Los dos pertenecen, sin saberlo ni sobre todo alcanzarlo a saber, a una de las estirpes más malignas de la socialdemocracia: las almas bellas. Un alma bella es una conciencia que renuncia a la acción en cuanto le enloda, pero que a pesar de ello exige a la acción ¡de los otros! la resolución de sus problemas prácticos.
La genealogía del concepto pasa por Schiller, Kant, Goethe y, sobre todo, Hegel. Pero es Nietzsche el que acaba redondeando su utilidad política, según lo vio con agudeza Manuel Ruiz Zamora, en un artículo de hace unos años en el diario El País: «Nietzsche, siempre más malévolo, no dejaría de olfatear una inequívoca voluntad de poder, eso sí, reactiva, detrás de esa pretendida inocencia». La voluntad de poder, exactamente, que apestaba en los dos socialistas y que aún se olía, tan sumamente desgradable, a última hora de ayer en la declaración más o menos institucional del secretario socialista.

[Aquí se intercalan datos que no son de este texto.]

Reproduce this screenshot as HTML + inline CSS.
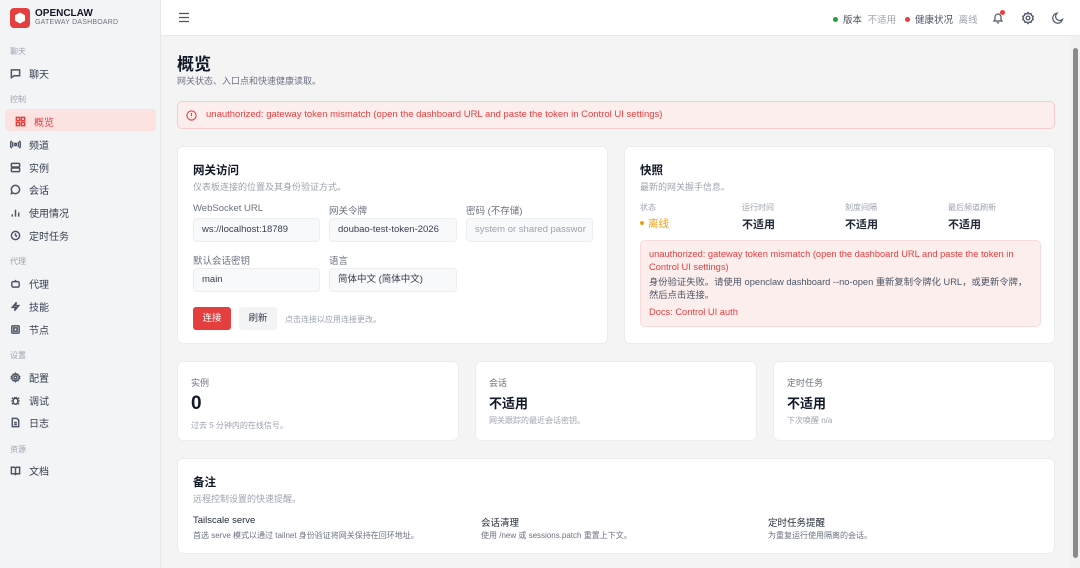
<!DOCTYPE html>
<html><head><meta charset="utf-8"><style>
*{box-sizing:border-box;margin:0;padding:0}
body{width:1080px;height:568px;overflow:hidden;background:#f4f4f5;font-family:"Liberation Sans","Noto Sans CJK SC",sans-serif;color:#1f2937;position:relative}
.abs{position:absolute}
.side{left:0;top:0;width:161px;height:568px;background:#f3f4f6;border-right:1px solid #e5e7eb}
.top{left:161px;top:0;width:919px;height:36px;background:#fff;border-bottom:1px solid #e5e7eb}
.sec{position:absolute;left:10px;font-size:8px;color:#9ca3af}
.nav{position:absolute;left:10px;font-size:10px;color:#374151;display:flex;align-items:center;gap:8px}
.nav svg{width:11px;height:11px;stroke:#4b5563;fill:none;stroke-width:1.6}
.card{position:absolute;background:#fff;border:1px solid #ececee;border-radius:6px}
.h{font-size:11.5px;font-weight:bold;color:#111827}
.sub{font-size:9px;color:#9ca3af}
.lbl{position:absolute;font-size:9.5px;color:#6b7280}
.inp{position:absolute;height:24px;background:#f8f9fa;border:1px solid #eceef0;border-radius:4px;font-size:9.5px;color:#374151;padding:0 8px;line-height:22px;white-space:nowrap;overflow:hidden}
.small{font-size:8px;color:#9ca3af}
.val{font-size:11px;font-weight:bold;color:#1f2937}
</style></head><body>
<div class="abs side">
 <div class="abs" style="left:10px;top:8px;width:20px;height:20px;background:#e53e3e;border-radius:4px"><svg width="20" height="20" viewBox="0 0 20 20"><polygon points="10,4.5 15,7.3 15,12.7 10,15.5 5,12.7 5,7.3" fill="#fff"/></svg></div>
 <div class="abs" style="left:35px;top:8px;font-size:10px;font-weight:bold;color:#111827">OPENCLAW</div>
 <div class="abs" style="left:35px;top:19px;font-size:7px;color:#6b7280;letter-spacing:.2px">GATEWAY DASHBOARD</div>
 <div class="sec" style="top:46px">聊天</div>
 <div class="nav" style="top:66px"><svg viewBox="0 0 12 12"><path d="M1.5 2h9v6.5h-6l-3 2z"/></svg>聊天</div>
 <div class="sec" style="top:94px">控制</div>
 <div class="abs" style="left:5px;top:109px;width:151px;height:22px;background:#fde2e2;border-radius:4px"></div>
 <div class="nav" style="top:114px;left:15px;color:#e53e3e"><svg viewBox="0 0 12 12" style="stroke:#e53e3e"><rect x="1.5" y="1.5" width="3.5" height="3.5"/><rect x="7" y="1.5" width="3.5" height="3.5"/><rect x="1.5" y="7" width="3.5" height="3.5"/><rect x="7" y="7" width="3.5" height="3.5"/></svg>概览</div>
 <div class="nav" style="top:137px"><svg viewBox="0 0 12 12"><circle cx="6" cy="6" r="1.2"/><path d="M3.5 3.5a3.5 3.5 0 0 0 0 5M8.5 3.5a3.5 3.5 0 0 1 0 5M1.8 2a6 6 0 0 0 0 8M10.2 2a6 6 0 0 1 0 8"/></svg>频道</div>
 <div class="nav" style="top:160px"><svg viewBox="0 0 12 12"><rect x="1.5" y="1.5" width="9" height="4" rx="1"/><rect x="1.5" y="6.5" width="9" height="4" rx="1"/></svg>实例</div>
 <div class="nav" style="top:182px"><svg viewBox="0 0 12 12"><path d="M6 1.5a4.5 4.5 0 1 1-2.3 8.4L1.5 10.5l.6-2.2A4.5 4.5 0 0 1 6 1.5z"/></svg>会话</div>
 <div class="nav" style="top:205px"><svg viewBox="0 0 12 12"><path d="M2.5 10.5V8M6 10.5V3M9.5 10.5V6"/></svg>使用情况</div>
 <div class="nav" style="top:228px"><svg viewBox="0 0 12 12"><circle cx="6" cy="6" r="4.5"/><path d="M6 3.5V6l1.8 1.2"/></svg>定时任务</div>
 <div class="sec" style="top:256px">代理</div>
 <div class="nav" style="top:276px"><svg viewBox="0 0 12 12"><rect x="2" y="4" width="8" height="6" rx="1.5"/><path d="M6 4V2M4.5 7h.1M7.5 7h.1"/></svg>代理</div>
 <div class="nav" style="top:299px"><svg viewBox="0 0 12 12"><path d="M7 1.5L2.5 7h3.5L5 10.5 9.5 5H6z"/></svg>技能</div>
 <div class="nav" style="top:322px"><svg viewBox="0 0 12 12"><rect x="2" y="2" width="8" height="8" rx="1"/><rect x="4.2" y="4.2" width="3.6" height="3.6"/></svg>节点</div>
 <div class="sec" style="top:350px">设置</div>
 <div class="nav" style="top:370px"><svg viewBox="0 0 12 12"><circle cx="6" cy="6" r="1.6"/><path d="M6 1.5l1 1.3 1.6-.3.4 1.6 1.5.7-.7 1.2.7 1.2-1.5.7-.4 1.6-1.6-.3-1 1.3-1-1.3-1.6.3-.4-1.6-1.5-.7.7-1.2-.7-1.2 1.5-.7.4-1.6 1.6.3z"/></svg>配置</div>
 <div class="nav" style="top:393px"><svg viewBox="0 0 12 12"><ellipse cx="6" cy="6.8" rx="2.6" ry="3.3"/><path d="M1.5 6.5h2M8.5 6.5h2M2 3l1.8 1.5M10 3L8.2 4.5M2 10l1.8-1.3M10 10l-1.8-1.3M4.5 2.5L6 3.5l1.5-1"/></svg>调试</div>
 <div class="nav" style="top:415px"><svg viewBox="0 0 12 12"><path d="M2.5 1.5h5l2 2v7h-7z M4.5 6h3M4.5 8h3"/></svg>日志</div>
 <div class="sec" style="top:444px">资源</div>
 <div class="nav" style="top:463px"><svg viewBox="0 0 12 12"><path d="M1.5 2.5h3.5l1 1 1-1h3.5v7H7l-1 1-1-1H1.5zM6 3.5v7"/></svg>文档</div>
</div>
<div class="abs top">
 <svg class="abs" style="left:17px;top:12px" width="12" height="11" viewBox="0 0 12 11" stroke="#4b5563" stroke-width="1.3"><path d="M1 1.5h10M1 5.5h10M1 9.5h10"/></svg>
 <div class="abs" style="left:672px;top:12px;font-size:9.5px;color:#4b5563;white-space:nowrap"><span style="display:inline-block;width:5px;height:5px;border-radius:50%;background:#22a33a;margin-right:5px;vertical-align:1px"></span>版本 <span style="color:#9ca3af;margin-left:3px">不适用</span></div>
 <div class="abs" style="left:744px;top:12px;font-size:9.5px;color:#4b5563;white-space:nowrap"><span style="display:inline-block;width:5px;height:5px;border-radius:50%;background:#ef3b3b;margin-right:5px;vertical-align:1px"></span>健康状况 <span style="color:#9ca3af;margin-left:3px">离线</span></div>
 <svg class="abs" style="left:830px;top:11px" width="14" height="14" viewBox="0 0 14 14" fill="none" stroke="#4b5563" stroke-width="1.2"><path d="M3 10h8l-1-1.5V6a3 3 0 0 0-6 0v2.5zM5.8 11.8h2.4"/></svg>
 <div class="abs" style="left:839px;top:10px;width:5px;height:5px;border-radius:50%;background:#ef3b3b"></div>
 <svg class="abs" style="left:860px;top:11px" width="14" height="14" viewBox="0 0 12 12" fill="none" stroke="#4b5563" stroke-width="1.1"><circle cx="6" cy="6" r="1.6"/><path d="M6 1.2l1 1.3 1.6-.3.4 1.6 1.5.7-.7 1.5.7 1.5-1.5.7-.4 1.6-1.6-.3-1 1.3-1-1.3-1.6.3-.4-1.6-1.5-.7.7-1.5-.7-1.5 1.5-.7.4-1.6 1.6.3z"/></svg>
 <svg class="abs" style="left:890px;top:11px" width="14" height="14" viewBox="0 0 14 14" fill="none" stroke="#4b5563" stroke-width="1.2"><path d="M11.5 8.5A5 5 0 1 1 6 2.2a4 4 0 0 0 5.5 6.3z"/></svg>
</div>
<div class="abs" style="left:1071px;top:36px;width:9px;height:532px;background:#f1f1f1"></div>
<div class="abs" style="left:1073px;top:48px;width:5px;height:510px;background:#8a8a8a;border-radius:3px"></div>

<div class="abs" style="left:177px;top:50px;font-size:17px;font-weight:bold;color:#111827">概览</div>
<div class="abs" style="left:177px;top:74px;font-size:9px;color:#6b7280">网关状态、入口点和快速健康读取。</div>
<div class="abs" style="left:177px;top:101px;width:878px;height:28px;background:#fdeeee;border:1px solid #f8caca;border-radius:5px;font-size:9.5px;color:#e53e3e;line-height:26px;padding-left:28px">
 <svg class="abs" style="left:8px;top:8px" width="11" height="11" viewBox="0 0 12 12" fill="none" stroke="#e53e3e" stroke-width="1.2"><circle cx="6" cy="6" r="5"/><path d="M6 3.3v3.2M6 8.3v.4"/></svg>
 unauthorized: gateway token mismatch (open the dashboard URL and paste the token in Control UI settings)</div>

<div class="card" style="left:177px;top:146px;width:431px;height:198px">
 <div class="abs h" style="left:15px;top:15px">网关访问</div>
 <div class="abs sub" style="left:15px;top:33px">仪表板连接的位置及其身份验证方式。</div>
 <div class="lbl" style="left:15px;top:56px">WebSocket URL</div>
 <div class="lbl" style="left:151px;top:56px">网关令牌</div>
 <div class="lbl" style="left:288px;top:56px">密码 (不存储)</div>
 <div class="inp" style="left:15px;top:71px;width:127px">ws://localhost:18789</div>
 <div class="inp" style="left:151px;top:71px;width:128px">doubao-test-token-2026</div>
 <div class="inp" style="left:288px;top:71px;width:127px;color:#9ca3af">system or shared passwor</div>
 <div class="lbl" style="left:15px;top:106px">默认会话密钥</div>
 <div class="lbl" style="left:151px;top:106px">语言</div>
 <div class="inp" style="left:15px;top:121px;width:127px">main</div>
 <div class="inp" style="left:151px;top:121px;width:128px">简体中文 (简体中文)</div>
 <div class="abs" style="left:15px;top:160px;width:38px;height:23px;background:#e53e3e;border-radius:3px;color:#fff;font-size:9.5px;text-align:center;line-height:23px">连接</div>
 <div class="abs" style="left:61px;top:160px;width:38px;height:23px;background:#f3f4f6;border-radius:3px;color:#374151;font-size:9.5px;text-align:center;line-height:23px">刷新</div>
 <div class="abs small" style="left:107px;top:167px">点击连接以应用连接更改。</div>
</div>

<div class="card" style="left:624px;top:146px;width:431px;height:198px">
 <div class="abs h" style="left:15px;top:15px">快照</div>
 <div class="abs sub" style="left:15px;top:33px">最新的网关握手信息。</div>
 <div class="abs small" style="left:15px;top:55px">状态</div>
 <div class="abs small" style="left:117px;top:55px">运行时间</div>
 <div class="abs small" style="left:220px;top:55px">刻度间隔</div>
 <div class="abs small" style="left:323px;top:55px">最后频道刷新</div>
 <div class="abs" style="left:15px;top:69px;font-size:10.5px;color:#f59e0b"><span style="display:inline-block;width:4px;height:4px;border-radius:50%;background:#f59e0b;margin-right:4px;vertical-align:2px"></span>离线</div>
 <div class="abs val" style="left:117px;top:69px">不适用</div>
 <div class="abs val" style="left:220px;top:69px">不适用</div>
 <div class="abs val" style="left:323px;top:69px">不适用</div>
 <div class="abs" style="left:15px;top:93px;width:401px;height:87px;background:#fdeeee;border:1px solid #fadada;border-radius:5px;padding:7px 8px;font-size:9.3px;line-height:13px">
  <div style="color:#e53e3e">unauthorized: gateway token mismatch (open the dashboard URL and paste the token in Control UI settings)</div>
  <div style="color:#4b5563;margin-top:2px">身份验证失败。请使用 openclaw dashboard --no-open 重新复制令牌化 URL，或更新令牌，然后点击连接。</div>
  <div style="color:#e53e3e;margin-top:4px">Docs: Control UI auth</div>
 </div>
</div>

<div class="card" style="left:177px;top:361px;width:282px;height:80px">
 <div class="abs" style="left:13px;top:14px;font-size:9px;color:#6b7280">实例</div>
 <div class="abs" style="left:13px;top:31px;font-size:19px;font-weight:bold;color:#111827">0</div>
 <div class="abs small" style="left:13px;top:58px">过去 5 分钟内的在线信号。</div>
</div>
<div class="card" style="left:475px;top:361px;width:282px;height:80px">
 <div class="abs" style="left:13px;top:14px;font-size:9px;color:#6b7280">会话</div>
 <div class="abs" style="left:13px;top:31px;font-size:13px;font-weight:bold;color:#111827">不适用</div>
 <div class="abs small" style="left:13px;top:53px">网关跟踪的最近会话密钥。</div>
</div>
<div class="card" style="left:773px;top:361px;width:282px;height:80px">
 <div class="abs" style="left:13px;top:14px;font-size:9px;color:#6b7280">定时任务</div>
 <div class="abs" style="left:13px;top:31px;font-size:13px;font-weight:bold;color:#111827">不适用</div>
 <div class="abs small" style="left:13px;top:53px">下次唤醒 n/a</div>
</div>

<div class="card" style="left:177px;top:458px;width:878px;height:96px">
 <div class="abs h" style="left:15px;top:15px">备注</div>
 <div class="abs sub" style="left:15px;top:33px">远程控制设置的快速提醒。</div>
 <div class="abs" style="left:15px;top:56px;font-size:9.5px;color:#1f2937">Tailscale serve</div>
 <div class="abs small" style="left:15px;top:71px;color:#6b7280">首选 serve 模式以通过 tailnet 身份验证将网关保持在回环地址。</div>
 <div class="abs" style="left:303px;top:56px;font-size:9.5px;color:#1f2937">会话清理</div>
 <div class="abs small" style="left:303px;top:71px;color:#6b7280">使用 /new 或 sessions.patch 重置上下文。</div>
 <div class="abs" style="left:590px;top:56px;font-size:9.5px;color:#1f2937">定时任务提醒</div>
 <div class="abs small" style="left:590px;top:71px;color:#6b7280">为重复运行使用隔离的会话。</div>
</div>
</body></html>
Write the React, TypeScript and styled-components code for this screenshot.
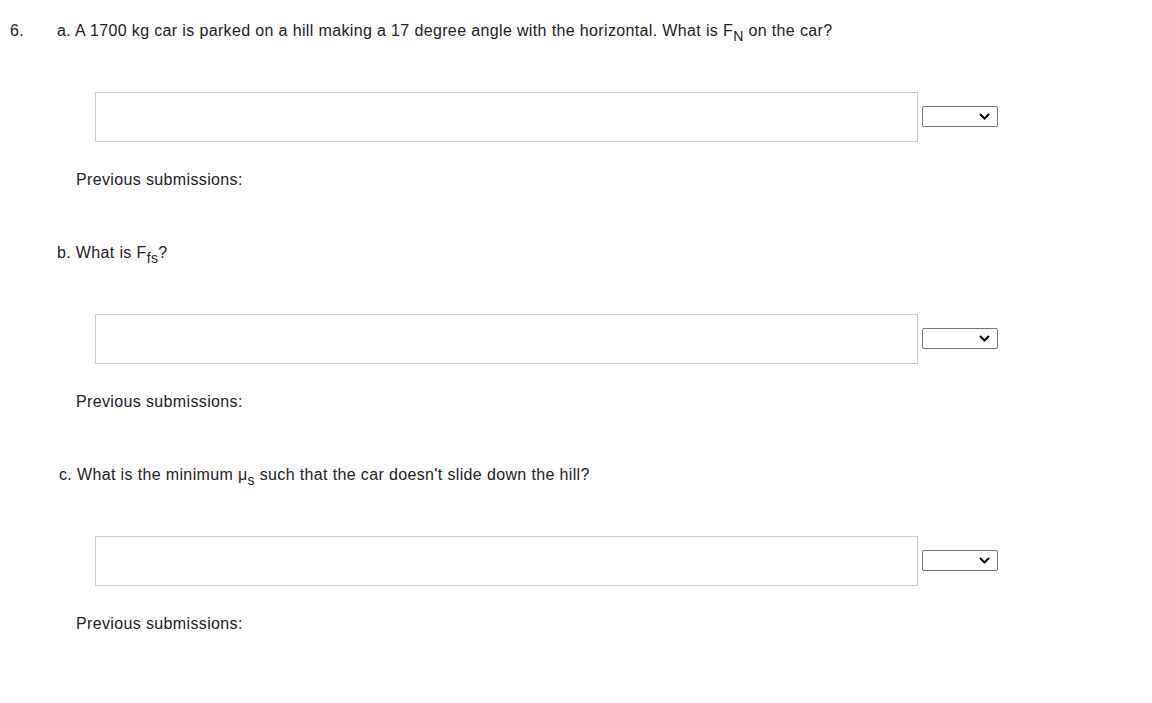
import styled, { createGlobalStyle } from "styled-components";

const GlobalStyle = createGlobalStyle`
  body {
    margin: 0;
    background: #ffffff;
    font-family: Arial, "Liberation Sans", sans-serif;
    color: #222222;
  }
`;

// layout
const Page = styled.div`
  display: flex;
  padding: 22px 0 0 10px;
  font-size: 16px;
  line-height: 18px;
  letter-spacing: 0.36px;
`;

const Number = styled.div`
  width: 47px;
  flex-shrink: 0;
`;

const Parts = styled.div`
  display: flex;
  flex-direction: column;
`;

const Part = styled.div`
  display: flex;
  flex-direction: column;
  margin-bottom: 55px;
`;

const Question = styled.div<{ $shift?: number }>`
  padding-left: ${(p) => p.$shift ?? 0}px;
  white-space: nowrap;
  height: 18px;
`;

const Sub = styled.sub`
  font-size: 14px;
  vertical-align: -5px;
  line-height: 0;
`;

const AnswerRow = styled.div`
  display: flex;
  align-items: center;
  gap: 4px;
  margin: 52px 0 0 38px;
`;

const AnswerInput = styled.input`
  box-sizing: border-box;
  width: 823px;
  height: 50px;
  border: 1px solid #cccccc;
  border-radius: 0;
  outline: none;
  padding: 0 8px;
  font: inherit;
`;

const SelectBox = styled.div`
  position: relative;
  box-sizing: border-box;
  width: 76px;
  height: 21px;
  margin-top: -2px;
  border: 1px solid #767676;
  border-radius: 2px;
  background: #ffffff;
`;

const Chevron = styled.svg`
  position: absolute;
  right: 7px;
  top: 6px;
`;

const Previous = styled.div`
  margin: 29px 0 0 19px;
  height: 18px;
`;

// data
const parts = [
  {
    shift: 0,
    text: (
      <>
        a. A 1700 kg car is parked on a hill making a 17 degree angle with the
        horizontal. What is F<Sub>N</Sub> on the car?
      </>
    ),
  },
  {
    shift: 0,
    text: (
      <>
        b. What is F<Sub>fs</Sub>?
      </>
    ),
  },
  {
    shift: 2,
    text: (
      <>
        c. What is the minimum μ<Sub>s</Sub> such that the car doesn't slide
        down the hill?
      </>
    ),
  },
];

export default function App() {
  return (
    <>
      <GlobalStyle />
      <Page>
        <Number>6.</Number>
        <Parts>
          {parts.map((part, i) => (
            <Part key={i}>
              <Question $shift={part.shift}>{part.text}</Question>
              <AnswerRow>
                <AnswerInput type="text" />
                <SelectBox>
                  <Chevron width="11" height="7" viewBox="0 0 11 7">
                    <path
                      d="M1 1 L5.5 5.5 L10 1"
                      fill="none"
                      stroke="#000"
                      strokeWidth="2"
                    />
                  </Chevron>
                </SelectBox>
              </AnswerRow>
              <Previous>Previous submissions:</Previous>
            </Part>
          ))}
        </Parts>
      </Page>
    </>
  );
}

El Estado ha ganado el 1 de octubre. El reto concreto de la fecha solo requería de pericia y firmeza policial en las calles, porque era en las calles -y no en las urnas, como sostiene la mascarada- donde el nacionalismo había planteado su delirante pleito revolucionario. El Estado democrático mandó ayer un inequívoco mensaje a los dirigentes nacionalistas, pero también al conjunto irresponsable de la comunidad catalana: no podrán imponer sus planes por la fuerza y Cataluña no quedará, en consecuencia, al margen del Estado de derecho.
Nadie razonable, ni dentro ni fuera de España, puede reprochar nada sustancial al Gobierno en su actuación de ayer. Ni siquiera la apocalíptica deformación de la realidad que trae el nuevo paradigma informativo -un ojo inmenso, pero microscópico que deja el sentido a nivel de las bacterias- puede negar que la acción revolucionaria de unos miles ha llegado a su límite. Como siempre que a lo largo de la historia ha utilizado la violencia, el nacionalismo catalán ha perdido. Ahora volverá a la negociación. A la fuerza.